Sindelar, Aaron J., Schmer, Marty R., Jin, Virginia L., Wienhold, Brian J., Varvel, Gary E.
Agronomy journal 2016 v.108 no.4 pp. 1592-1602
Avena sativa, Glycine max, Melilotus officinalis, Sorghum bicolor, Trifolium pratense, Zea mays, continuous cropping, corn, crop rotation, fertilizer application, grain sorghum, grain yield, nitrogen, nitrogen fertilizers, no-tillage, oats, rainfed farming, soil-plant interactions, soybeans, Nebraska
Long-term cropping system and fertilizer N studies are essential to understanding production potential and yield stability of corn (Zea mays L.), grain sorghum [Sorghum bicolor (L.) Moench], and soybean [Glycine max (L.) Merr.] in rain-fed environments. A no-till experiment (2007–2013) was conducted in eastern Nebraska to evaluate crop rotation (continuous corn, continuous grain sorghum, continuous soybean, corn–soybean, grain sorghum–soybean, corn– soybean–grain sorghum–oat [Avena sativa (L.)]/clover mixture [80% Melilotus officinalis Lam. + 20% Trifolium pretense L.], and corn–oat/clover–grain sorghum–soybean) and fertilizer N (corn and grain sorghum: 0, 90, 180 kg N ha–1; soybean and oat/clover: 0, 36, 67 kg N ha–1) on grain yield, plant N uptake, and N recovery efficiency.

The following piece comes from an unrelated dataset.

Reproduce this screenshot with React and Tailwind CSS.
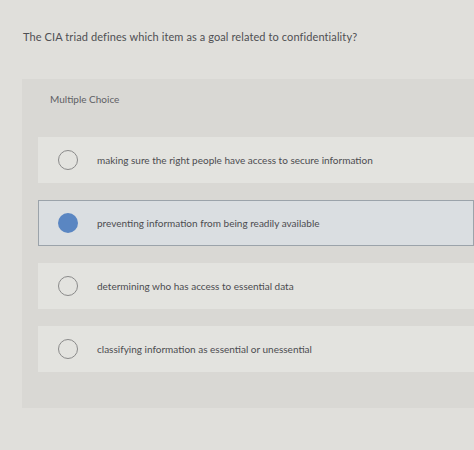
import React from 'react';

const options = [
    { id: 1, text: 'making sure the right people have access to secure information' },
    { id: 2, text: 'preventing information from being readily available', selected: true },
    { id: 3, text: 'determining who has access to essential data' },
    { id: 4, text: 'classifying information as essential or unessential' },
];

const App = () => {
    return (
        <div className="w-[474px] h-[450px] overflow-hidden bg-[#e0dfdb] font-['Lato',sans-serif]">
            <div className="pl-[23px] pt-[29px] h-[79px]">
                <h1 className="text-[11px] text-[#4f4f53] tracking-[0.1px]">
                    The CIA triad defines which item as a goal related to confidentiality?
                </h1>
            </div>

            <div className="ml-[22px] h-[329px] bg-[#d9d8d4]">
                <div className="pl-[28px] pt-[11px] h-[58px] leading-[14px]">
                    <span className="text-[10px] text-[#606064]">Multiple Choice</span>
                </div>

                <div className="ml-[16px] flex flex-col gap-[17px]">
                    {options.map((o) => (
                        <div
                            key={o.id}
                            className={
                                o.selected
                                    ? 'h-[46px] flex items-center border border-[#9ba3aa] bg-[#dadee1]'
                                    : 'h-[46px] flex items-center border border-transparent bg-[#e3e3df]'
                            }
                        >
                            <div className="w-[58px] flex justify-center">
                                {o.selected ? (
                                    <span className="w-[20px] h-[20px] rounded-full bg-[#5a86c2]" />
                                ) : (
                                    <span className="w-[20px] h-[20px] rounded-full border border-[#8a8a8a]" />
                                )}
                            </div>
                            <span className="text-[10px] text-[#4c4c50]">{o.text}</span>
                        </div>
                    ))}
                </div>
            </div>
        </div>
    );
};

export default App;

Diversified crop rotations increased corn and grain sorghum yields and improved yield stability. A positive corn grain yield response to fertilizer N was consistent across crop rotations, but fertilizer N addition with corn–soybean–grain sorghum–oat did not increase grain sorghum yield. Yield stability of soybean was less sensitive to management; all treatment combinations were found to be stable. Fertilizer N addition decreased soybean grain yield in 2 of 7 yr, but yields were similar in the remaining 5 yr. These results indicate that adoption of 2- and 4-yr crop rotations in rain-fed environments can result in high-yielding, more stable corn, grain sorghum, and soybean grain production compared with shorter rotations or continuous cropping.